The Power of Home Education
The historical records give no reason for the children being schooled at home. It seems that it was a common practice in those days. Though we do not find a reason, we can certainly see the good results of it in Amy’s life. The schooling was done by Mother, and what they called a governess. This was a young lady who lived in the home for the sole purpose of educating the children. One of these young ladies had a great impact on the children. Her name was Eleanor Milne. She was like an older sister in the home, and everyone loved her. A highly spiritual girl, she filled the children with many a story of missionaries and martyrs. The children sat in rapt attention as she told of India and the many needs that were there. Poetry, history, and geography all came alive to the children as she walked and talked with them by the sea-side.
Father and Mother were also very much involved in the homeschool they had. William would take the children on long discovery walks where many a science investigation took place. How the children looked forward to these times! Books were bought—all that could be purchased in those days. The children read and were read to, often. Toys were bought—the ones that were practical and useful; but the greatest toys for Amy were the toys of God’s creation. The children had pets to love and care for. Father bought them a microscope so they could discover more of the creation and order around them. The parents tried to surround them with all that was good and beautiful and right. At the same time, they endeavored to keep all that was not good and beautiful and right away from them.
The Power of Godly Exercises
As I study the histories of how God molds His servants, even before they are converted, I stand amazed at His providence. Let us look at a few of them.
Amy was destined to fulfill a calling to minister to the poor in India. Her mother had no idea of any of this; however, God was molding Amy through a Mother’s hands without her knowing it. When Amy was young, she remembers a common and regular practice of feeding the poor. Mother would cook a pot of soup for the old and the poor. Amy and her brother would have the opportunity to carry this soup into the village and serve it to the needy. Was this a coincidence? I don’t think so.

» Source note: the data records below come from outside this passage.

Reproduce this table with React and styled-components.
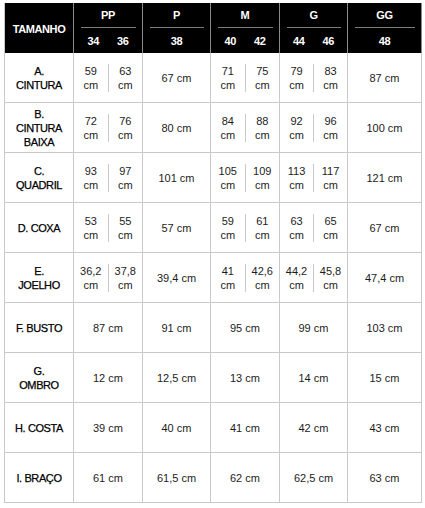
import styled, { createGlobalStyle } from "styled-components";

const GlobalStyle = createGlobalStyle`
    body {
        margin: 0;
        background: #fff;
        font-family: "Liberation Sans", Arial, sans-serif;
    }
`;

const sizes = [
    { name: "PP", nums: ["34", "36"] },
    { name: "P", nums: ["38"] },
    { name: "M", nums: ["40", "42"] },
    { name: "G", nums: ["44", "46"] },
    { name: "GG", nums: ["48"] },
];

const rows = [
    { label: ["A.", "CINTURA"], values: [["59", "63"], "67", ["71", "75"], ["79", "83"], "87"] },
    { label: ["B.", "CINTURA", "BAIXA"], values: [["72", "76"], "80", ["84", "88"], ["92", "96"], "100"] },
    { label: ["C.", "QUADRIL"], values: [["93", "97"], "101", ["105", "109"], ["113", "117"], "121"] },
    { label: ["D. COXA"], values: [["53", "55"], "57", ["59", "61"], ["63", "65"], "67"] },
    { label: ["E.", "JOELHO"], values: [["36,2", "37,8"], "39,4", ["41", "42,6"], ["44,2", "45,8"], "47,4"] },
    { label: ["F. BUSTO"], values: ["87", "91", "95", "99", "103"] },
    { label: ["G.", "OMBRO"], values: ["12", "12,5", "13", "14", "15"] },
    { label: ["H. COSTA"], values: ["39", "40", "41", "42", "43"] },
    { label: ["I. BRAÇO"], values: ["61", "61,5", "62", "62,5", "63"] },
];

function App() {
    return (
        <>
            <GlobalStyle />
            <Page>
                <Table>
                    <HeadCell>
                        <HeadTitle>TAMANHO</HeadTitle>
                    </HeadCell>
                    {sizes.map((s) => (
                        <HeadCell key={s.name}>
                            <HeadTop>{s.name}</HeadTop>
                            <HeadLine />
                            <HeadBottom>
                                {s.nums.map((n) => (
                                    <span key={n}>{n}</span>
                                ))}
                            </HeadBottom>
                        </HeadCell>
                    ))}
                    {rows.map((row) => (
                        <Row key={row.label.join(" ")}>
                            <LabelCell>
                                {row.label.map((l) => (
                                    <div key={l}>{l}</div>
                                ))}
                            </LabelCell>
                            {row.values.map((v, i) =>
                                Array.isArray(v) ? (
                                    <Cell key={i}>
                                        <Split>
                                            {v.map((n, j) => (
                                                <Half key={j} $divider={j > 0}>
                                                    <div>{n}</div>
                                                    <div>cm</div>
                                                </Half>
                                            ))}
                                        </Split>
                                    </Cell>
                                ) : (
                                    <Cell key={i}>{v} cm</Cell>
                                )
                            )}
                        </Row>
                    ))}
                </Table>
            </Page>
        </>
    );
}

const Page = styled.div`
    padding: 3px 0 0 4px;
`;

const Table = styled.div`
    display: grid;
    grid-template-columns: 69px 69px 68px 69px 68px 74px;
    width: 418px;
    border-left: 1px solid #c9c9c9;
    box-sizing: border-box;
`;

const HeadCell = styled.div`
    height: 50px;
    background: #000;
    color: #fff;
    border-right: 1px solid #8a8a8a;
    display: flex;
    flex-direction: column;
    justify-content: center;
    font-weight: 700;
    font-size: 11px;
    letter-spacing: -0.4px;
`;

const HeadTitle = styled.div`
    text-align: center;
    padding-top: 2px;
`;

const HeadTop = styled.div`
    height: 25px;
    display: flex;
    align-items: center;
    justify-content: center;
`;

const HeadLine = styled.div`
    height: 1px;
    margin: 0 6px 0 7px;
    background: #7a7a7a;
`;

const HeadBottom = styled.div`
    height: 24px;
    display: flex;
    align-items: center;
    justify-content: center;
    gap: 18px;
    padding-top: 2px;
`;

const Row = styled.div`
    display: contents;
`;

const Cell = styled.div`
    height: 49px;
    border-right: 1px solid #c9c9c9;
    border-bottom: 1px solid #c9c9c9;
    display: flex;
    align-items: center;
    justify-content: center;
    font-size: 11px;
    color: #1c1c1c;
    line-height: 14px;
`;

const LabelCell = styled(Cell)`
    flex-direction: column;
    color: #000;
    letter-spacing: -0.4px;
    text-align: center;
    -webkit-text-stroke: 0.25px #000;
`;

const Split = styled.div`
    display: flex;
    width: 100%;
`;

const Half = styled.div`
    flex: 1;
    text-align: center;
    line-height: 14px;
    border-left: ${(p) => (p.$divider ? "1px solid #c9c9c9" : "none")};
`;

export default App;
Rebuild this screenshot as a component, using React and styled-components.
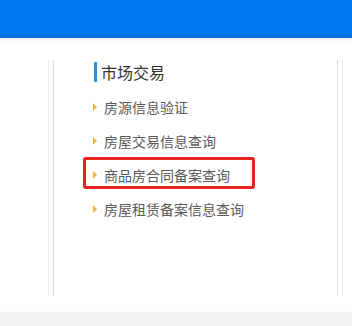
import React from "react";
import styled, { createGlobalStyle } from "styled-components";

const Global = createGlobalStyle`
  html, body { margin: 0; padding: 0; background: #fff; }
  body { font-family: "Microsoft YaHei", "Noto Sans CJK SC", "Noto Sans", sans-serif; }
`;

const Page = styled.div`
  width: 352px;
  height: 326px;
  display: flex;
  flex-direction: column;
  overflow: hidden;
`;

const Header = styled.header`
  height: 35px;
  background: #0078f4;
  border-bottom: 3px solid #0c6fdc;
  box-shadow: 0 2px 4px rgba(230, 180, 180, 0.25);
`;

const Main = styled.div`
  padding: 22px 9px 0 48px;
  flex: none;
`;

const Outer = styled.div`
  height: 236px;
  border-left: 1px solid #ececec;
  border-right: 1px solid #ececec;
  padding: 0 4px;
`;

const Inner = styled.div`
  height: 100%;
  border-left: 1px solid #dcdcdc;
  border-right: 1px solid #dcdcdc;
  padding: 2px 0 0 29px;
  box-sizing: border-box;
`;

const Heading = styled.h2`
  margin: 0 0 7px 11px;
  height: 20px;
  display: flex;
  align-items: center;
  gap: 4px;
  font-size: 16px;
  font-weight: normal;
  color: #333;
  line-height: 20px;
`;

const Bar = styled.span`
  width: 3px;
  height: 20px;
  background: #2b8ed6;
  border-radius: 1px;
`;

const List = styled.ul`
  list-style: none;
  margin: 0;
  padding: 0;
  display: flex;
  flex-direction: column;
  gap: 2px;
`;

const Item = styled.li`
  width: 172px;
  height: 32px;
  box-sizing: border-box;
  border: 3px solid ${(p) => (p.$highlight ? "#e8221e" : "transparent")};
  border-radius: 3px;
  padding: 4px 0 0 7px;
  display: flex;
  align-items: center;
  gap: 7px;
  font-size: 14px;
  color: #5a5a5a;
  white-space: nowrap;
`;

const Arrow = styled.span`
  width: 0;
  height: 0;
  border-left: 4px solid #f4b13c;
  border-top: 4px solid transparent;
  border-bottom: 4px solid transparent;
  flex: none;
`;

const Footer = styled.div`
  margin-top: auto;
  height: 14px;
  background: #f2f2f2;
  box-shadow: 0 -1px 2px rgba(0, 0, 0, 0.02);
`;

const items = [
  "房源信息验证",
  "房屋交易信息查询",
  "商品房合同备案查询",
  "房屋租赁备案信息查询",
];

export default function App() {
  return (
    <Page>
      <Global />
      <Header />
      <Main>
        <Outer>
          <Inner>
            <Heading>
              <Bar />
              市场交易
            </Heading>
            <List>
              {items.map((t, i) => (
                <Item key={t} $highlight={i === 2}>
                  <Arrow />
                  {t}
                </Item>
              ))}
            </List>
          </Inner>
        </Outer>
      </Main>
      <Footer />
    </Page>
  );
}
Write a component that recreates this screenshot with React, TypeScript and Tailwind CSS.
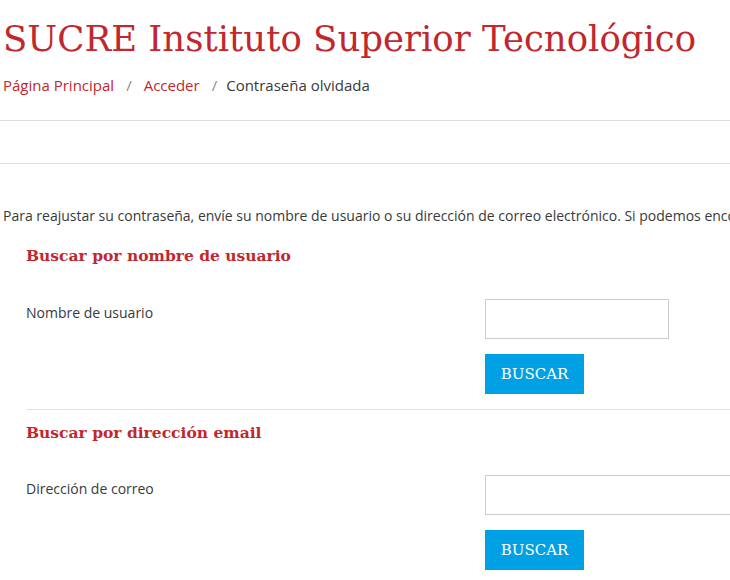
const slab = "font-['DejaVu_Serif',serif]";
const body = "font-['Open_Sans',sans-serif]";

function SearchSection({
  title,
  label,
  inputClass,
  border,
}: {
  title: string;
  label: string;
  inputClass: string;
  border?: boolean;
}) {
  return (
    <section className={border ? "ml-[26px] border-t border-[#e2e2e2]" : "ml-[26px]"}>
      <h3 className={`${slab} pt-[12px] text-[15.5px] font-bold leading-[22px] text-[#c1272d]`}>{title}</h3>
      <div className={border ? "mt-[31px] flex" : "mt-[32px] flex"}>
        <label className="w-[459px] shrink-0 pt-[4px] text-[14px] leading-[20px] text-[#373a3c]">{label}</label>
        <div className="flex shrink-0 flex-col">
          <input className={`h-[40px] border border-[#cccccc] bg-white ${inputClass}`} />
          <button className={`${slab} mt-[15px] h-[40px] w-[99px] bg-[#00a1e4] text-[15px] text-white`}>
            BUSCAR
          </button>
        </div>
      </div>
    </section>
  );
}

export default function App() {
  return (
    <div className={`${body} h-[580px] w-[730px] overflow-hidden bg-white`}>
      <header className="pl-[3px] pt-[16px]">
        <h1 className={`${slab} whitespace-nowrap text-[35.5px] leading-[46px] text-[#c1272d]`}>
          SUCRE Instituto Superior Tecnológico
        </h1>
        <nav className="mt-[13px] flex items-center text-[15px] leading-[20px]">
          <span className="text-[#c1272d]">Página Principal</span>
          <span className="mx-[12px] text-[#888]">/</span>
          <span className="text-[#c1272d]">Acceder</span>
          <span className="ml-[12px] mr-[9px] text-[#888]">/</span>
          <span className="text-[#373a3c]">Contraseña olvidada</span>
        </nav>
      </header>
      <div className="mt-[25px] h-[44px] border-y border-[#dedede]" />
      <p className="mt-[42px] whitespace-nowrap pl-[3px] text-[14px] leading-[20px] text-[#373a3c]">
        Para reajustar su contraseña, envíe su nombre de usuario o su dirección de correo electrónico. Si podemos encontrarle en la base de datos, le enviaremos un email con instrucciones para poder acceder de nuevo.
      </p>
      <div className="pt-[7px]">
        <SearchSection title="Buscar por nombre de usuario" label="Nombre de usuario" inputClass="w-[184px]" />
      </div>
      <div className="h-[15px]" />
      <SearchSection
        title="Buscar por dirección email"
        label="Dirección de correo"
        inputClass="w-[300px]"
        border
      />
    </div>
  );
}
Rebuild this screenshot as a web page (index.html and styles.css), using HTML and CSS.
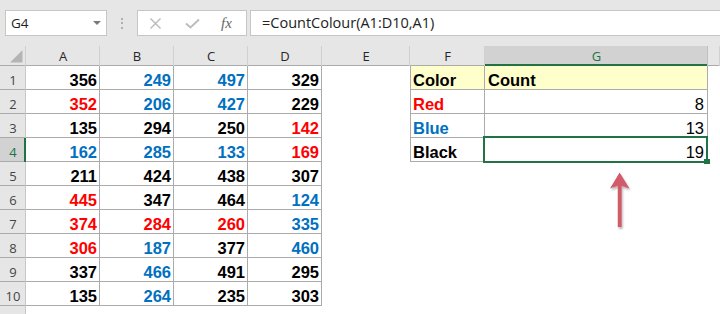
FILE: index.html
```html
<!DOCTYPE html>
<html lang="en">
  <head>
    <meta charset="UTF-8" />
    <meta name="viewport" content="width=device-width, initial-scale=1.0" />
    <title>CountColour</title>
    <link rel="stylesheet" href="styles.css">
  </head>

  <body>
    <div class="formula-bar">
      <div class="name-box"><span>G4</span><span class="caret"></span></div>
      <div class="grip"><span></span><span></span><span></span></div>
      <div class="fx-box">
        <svg class="icon-x" width="11" height="11" viewBox="0 0 11 11">
          <path d="M0.5 0.5 L10.5 10.5 M10.5 0.5 L0.5 10.5" />
        </svg>
        <svg class="icon-ok" width="15" height="11" viewBox="0 0 15 11">
          <path d="M1 5.5 L5.5 9.5 L14 1.5" />
        </svg>
        <span class="fx">fx</span>
      </div>
      <div class="formula">=CountColour(A1:D10,A1)</div>
    </div>

    <div class="sheet">
      <!-- column headers -->
      <div class="corner">
        <svg width="26" height="20" viewBox="0 0 26 20">
          <path d="M10 16.5 L22.5 16.5 L22.5 4 Z" fill="#b4b4b4" />
        </svg>
      </div>
      <div class="ch">A</div>
      <div class="ch">B</div>
      <div class="ch">C</div>
      <div class="ch">D</div>
      <div class="ch">E</div>
      <div class="ch">F</div>
      <div class="ch active">G</div>
      <div class="ch"></div>

      <!-- row 1 -->
      <div class="rh">1</div>
      <div class="c bd">356</div>
      <div class="c bd blue">249</div>
      <div class="c bd blue">497</div>
      <div class="c bd">329</div>
      <div class="c"></div>
      <div class="c bd lf yel left">Color</div>
      <div class="c bd yel left">Count</div>
      <div class="c"></div>

      <!-- row 2 -->
      <div class="rh">2</div>
      <div class="c bd red">352</div>
      <div class="c bd blue">206</div>
      <div class="c bd blue">427</div>
      <div class="c bd">229</div>
      <div class="c"></div>
      <div class="c bd lf left red">Red</div>
      <div class="c bd num">8</div>
      <div class="c"></div>

      <!-- row 3 -->
      <div class="rh">3</div>
      <div class="c bd">135</div>
      <div class="c bd">294</div>
      <div class="c bd">250</div>
      <div class="c bd red">142</div>
      <div class="c"></div>
      <div class="c bd lf left blue">Blue</div>
      <div class="c bd num">13</div>
      <div class="c"></div>

      <!-- row 4 -->
      <div class="rh active">4</div>
      <div class="c bd blue">162</div>
      <div class="c bd blue">285</div>
      <div class="c bd blue">133</div>
      <div class="c bd red">169</div>
      <div class="c"></div>
      <div class="c bd lf left">Black</div>
      <div class="c bd num sel">19</div>
      <div class="c"></div>

      <!-- row 5 -->
      <div class="rh">5</div>
      <div class="c bd">211</div>
      <div class="c bd">424</div>
      <div class="c bd">438</div>
      <div class="c bd">307</div>
      <div class="c"></div>
      <div class="c"></div>
      <div class="c"></div>
      <div class="c"></div>

      <!-- row 6 -->
      <div class="rh">6</div>
      <div class="c bd red">445</div>
      <div class="c bd">347</div>
      <div class="c bd">464</div>
      <div class="c bd blue">124</div>
      <div class="c"></div>
      <div class="c"></div>
      <div class="c"></div>
      <div class="c"></div>

      <!-- row 7 -->
      <div class="rh">7</div>
      <div class="c bd red">374</div>
      <div class="c bd red">284</div>
      <div class="c bd red">260</div>
      <div class="c bd blue">335</div>
      <div class="c"></div>
      <div class="c"></div>
      <div class="c"></div>
      <div class="c"></div>

      <!-- row 8 -->
      <div class="rh">8</div>
      <div class="c bd red">306</div>
      <div class="c bd blue">187</div>
      <div class="c bd">377</div>
      <div class="c bd blue">460</div>
      <div class="c"></div>
      <div class="c"></div>
      <div class="c"></div>
      <div class="c"></div>

      <!-- row 9 -->
      <div class="rh">9</div>
      <div class="c bd">337</div>
      <div class="c bd blue">466</div>
      <div class="c bd">491</div>
      <div class="c bd">295</div>
      <div class="c"></div>
      <div class="c"></div>
      <div class="c"></div>
      <div class="c"></div>

      <!-- row 10 -->
      <div class="rh">10</div>
      <div class="c bd">135</div>
      <div class="c bd blue">264</div>
      <div class="c bd">235</div>
      <div class="c bd">303</div>
      <div class="c"></div>
      <div class="c"></div>
      <div class="c"></div>
      <div class="c"></div>

      <!-- row 11 -->
      <div class="rh">11</div>
      <div class="c"></div>
      <div class="c"></div>
      <div class="c"></div>
      <div class="c"></div>
      <div class="c"></div>
      <div class="c"></div>
      <div class="c"></div>
      <div class="c"></div>

      <!-- red arrow pointing at the result -->
      <svg class="arrow" width="40" height="70" viewBox="0 0 40 70">
        <rect x="17.8" y="19" width="3.8" height="43" />
        <path d="M19.6 7.5 L29.5 23.5 L19.6 20 L10 23.5 Z" />
      </svg>
    </div>
  </body>
</html>
```

FILE: styles.css
```css
body {
  margin: 0;
  width: 720px;
  height: 314px;
  overflow: hidden;
  background: #fff;
  font-family: "Open Sans", sans-serif;
}

/* formula bar */
.formula-bar {
  display: flex;
  align-items: flex-start;
  height: 46px;
  box-sizing: border-box;
  padding: 10px 0 0 5px;
  background: #e6e6e6;
}

.name-box {
  width: 102px;
  height: 26px;
  box-sizing: border-box;
  border: 1px solid #c6c6c6;
  background: #fff;
  display: flex;
  align-items: center;
  justify-content: space-between;
  padding: 0 5px 0 5px;
  font-size: 13.5px;
  color: #222;
}

.caret {
  width: 0;
  height: 0;
  border-left: 4px solid transparent;
  border-right: 4px solid transparent;
  border-top: 4px solid #7a7a7a;
}

.grip {
  width: 30px;
  height: 26px;
  display: flex;
  flex-direction: column;
  align-items: center;
  justify-content: center;
  gap: 2.5px;
}

.grip span {
  width: 2px;
  height: 2px;
  background: #b0b0b0;
}

.fx-box {
  width: 110px;
  height: 26px;
  box-sizing: border-box;
  border: 1px solid #c6c6c6;
  background: #fff;
  display: flex;
  align-items: center;
}

.icon-x {
  margin-left: 12px;
  fill: none;
  stroke: #b8b8b8;
  stroke-width: 1.3;
}

.icon-ok {
  margin-left: 24px;
  fill: none;
  stroke: #bdbdbd;
  stroke-width: 2;
}

.fx {
  margin-left: 21px;
  font-family: "Liberation Serif", serif;
  font-style: italic;
  font-size: 15px;
  color: #666;
}

.formula {
  flex: 1;
  height: 26px;
  box-sizing: border-box;
  margin-left: 3px;
  border: 1px solid #c6c6c6;
  border-right: none;
  background: #fff;
  padding-left: 11px;
  font-size: 14.5px;
  line-height: 24px;
  color: #222;
}

/* sheet grid */
.sheet {
  position: relative;
  display: grid;
  grid-template-columns: 26px 74px 74px 74px 74px 88px 75px 223px 12px;
  grid-template-rows: 20px repeat(11, 24px);
}

.corner {
  background: #e6e6e6;
  box-shadow: inset -1px 0 0 #d0d0d0, inset 0 -1px 0 #ababab;
}

.corner svg {
  display: block;
}

.ch {
  display: flex;
  align-items: center;
  justify-content: center;
  background: #e6e6e6;
  box-shadow: inset -1px 0 0 #d0d0d0, inset 0 -1px 0 #ababab;
  font-size: 13px;
  line-height: 19px;
  color: #262626;
}

.ch.active {
  background: #d2d2d2;
  color: #217346;
  box-shadow: inset -1px 0 0 #c0c0c0, inset 0 -2px 0 #217346;
}

.rh {
  display: flex;
  align-items: flex-end;
  justify-content: center;
  padding-bottom: 2px;
  box-sizing: border-box;
  background: #e6e6e6;
  box-shadow: inset -1px 0 0 #c8c8c8, inset 0 -1px 0 #ababab;
  font-size: 13px;
  line-height: 16px;
  color: #444;
}

.rh.active {
  background: #d2d2d2;
  color: #217346;
  box-shadow: inset -2px 0 0 #217346, inset 0 -1px 0 #ababab;
}

.c {
  display: flex;
  align-items: flex-end;
  justify-content: flex-end;
  padding: 0 3px;
  font-family: "Liberation Sans", Arial, sans-serif;
  font-weight: bold;
  font-size: 16.5px;
  line-height: 19px;
  color: #000;
  white-space: nowrap;
}

.bd {
  box-shadow: inset -1px -1px 0 #ababab;
}

.bd.lf {
  box-shadow: inset 1px 0 0 #ababab, inset -1px -1px 0 #ababab;
}

.left {
  justify-content: flex-start;
}

.num {
  font-weight: normal;
  padding-right: 4px;
}

.yel {
  background: #ffffcc;
}

.red {
  color: #ff0000;
}

.blue {
  color: #0070c0;
}

/* selected cell */
.sel {
  position: relative;
}

.sel::before {
  content: "";
  position: absolute;
  left: -2px;
  top: -2px;
  right: 0;
  bottom: -1px;
  border: 2px solid #217346;
}

.sel::after {
  content: "";
  position: absolute;
  right: -2px;
  bottom: -2px;
  width: 6px;
  height: 5px;
  background: #217346;
}

.arrow {
  position: absolute;
  left: 600px;
  top: 119px;
  fill: #d45a6a;
  filter: drop-shadow(1px 2px 1px rgba(0, 0, 0, 0.3));
}
```
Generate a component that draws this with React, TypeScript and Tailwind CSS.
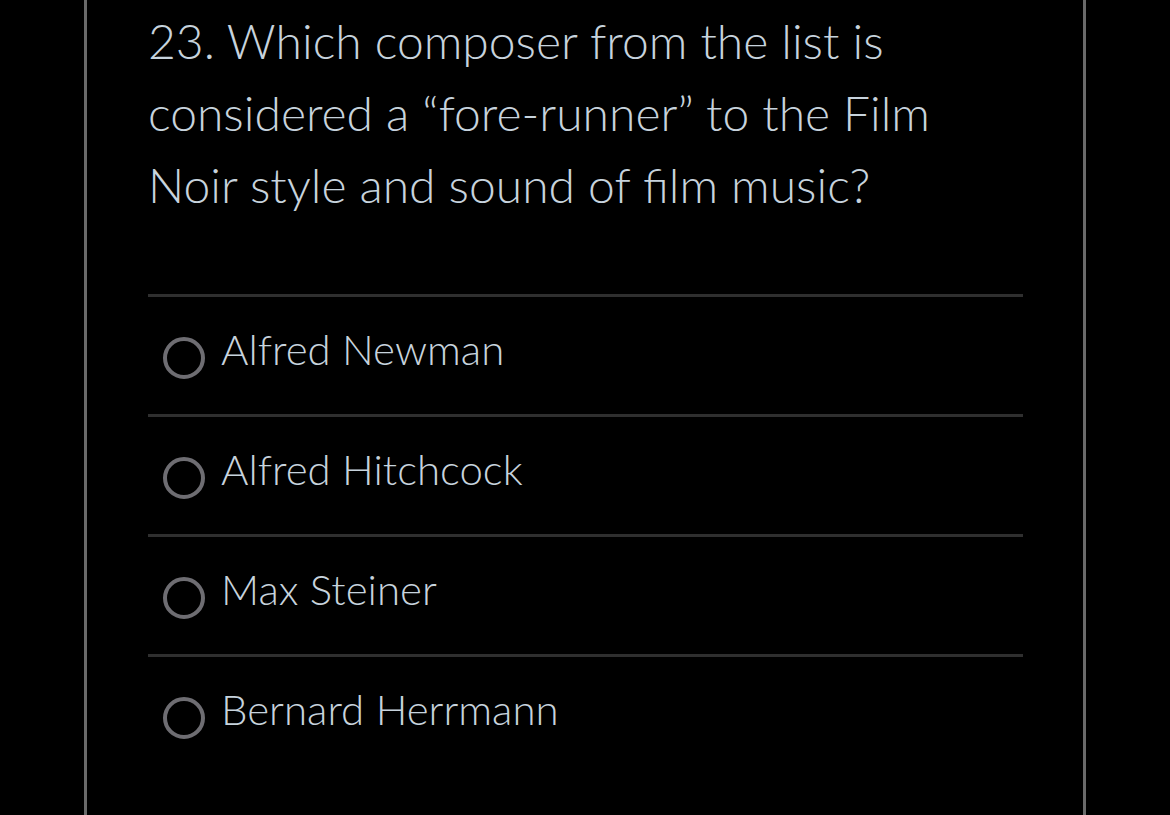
const options = ['Alfred Newman', 'Alfred Hitchcock', 'Max Steiner', 'Bernard Herrmann'];

export default function App() {
  return (
    <div className="h-[815px] w-[1170px] overflow-hidden bg-black font-['Lato','Liberation_Sans',sans-serif]">
      <div className="ml-[84px] h-full w-[1002px] border-x-[3px] border-[#6a6a6a] pl-[61px] pr-[60px] pt-[5px]">
        <p className="text-[48px] font-light leading-[72px] text-[#c7d3dd]">
          23. Which composer from the list is considered a “fore-runner” to the Film Noir style and sound of film music?
        </p>
        <div className="mt-[73px]">
          {options.map((label) => (
            <label key={label} className="flex h-[120px] items-start border-t-[3px] border-[#2f2f2f] pt-[28px]">
              <span className="ml-[15px] mt-[12px] box-border h-[42px] w-[42px] shrink-0 rounded-full border-4 border-[#6e6d72]" />
              <span className="ml-[16px] text-[42px] font-light leading-[48px] text-[#c7d3dd]">{label}</span>
            </label>
          ))}
        </div>
      </div>
    </div>
  );
}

Amy was the oldest of seven children. Because of this, she often found herself caring for her siblings when they were ill. She developed skills of gentle comfort and care. She had a touch that so ministered to the ailing ones that they often called for her when sick. When Amy was seventeen, her dear Father died unexpectedly after some financial setbacks. The family was thrown into poverty, and Amy became like a second mother to the children below her. Was this just happenstance? I think not. God was molding a vessel. We must help our children to see the bigger picture.
When Amy was twelve years old, her father moved to Belfast, Ireland for business. He was a very Godly and influential man. Many preachers and church leaders stayed at his home. Guess who was sitting for hours, listening to these men talk of doctrines, of souls, of missionary exploits, and of Kingdom building?
When Amy was seventeen, she began gathering the city children together to teach them the Bible on Sunday afternoons. Her heart was being drawn out to the poor. She started a club called The Morning Watch. All who joined the club had to be willing to get up early each day to study the Bible and pray. Saturday, they would get together and share what they learned, or how they failed during the week. She also started a weekly class with the mill girls of the city. These were young factory workers. She was burdened about their purity and their souls, and she labored to salvage them from wreck and ruin. The class grew to 500 girls.
So what does all this mean to us? God was using all of this to make Himself a choice servant. Amy didn’t know it at first. Her father and mother didn’t know it either. The point I would like to make here is simple. God is still molding his servants the same way. We have some of them in our homes, under our care. Let us be alert, and not too cautious when we see opportunities for learning experiences. Some are overly cautious about youth working in the city where sinners live. These poor and pitiful scenes were the very things that placed a burden on Amy’s heart for lost souls. What if she was never allowed to see them?
A Life like Jesus
What was the result of these fresh streams of revival that flowed through the home where Amy lived? What kind of willow tree grew up there in the Carmichael home? It was a beautiful one. It was truly a tree planted by the rivers of water, that brought forth its fruit in its season. Its leaves did not wither either, and whatsoever it did prospered. (Psalm 1) Amy served her beloved Jesus at home in Ireland till she was twenty-seven. Then she went to Japan for four years, serving there as a missionary and enrolled in the school of Christ. When she was thirty-one, she went to India, where she began her life work. She never went home on leave. She died in India, at eighty-four years of age. How can we measure her fruitfulness? An orphanage for the temple children, churches, young preachers, a hidden life of prayer the last twenty years of her life, and the books she has written. Many are still drinking from the rivers of living waters that flowed out of this life. Dear fellow parents, now it is our turn to raise up vessels for the Lord. Let us give ourselves to God continually. Let us thirst for that living water and be filled. Let us pay the price that brings the blessings that make the rivers flow through our homes. Let us trust our God for willow trees planted by the watercourse.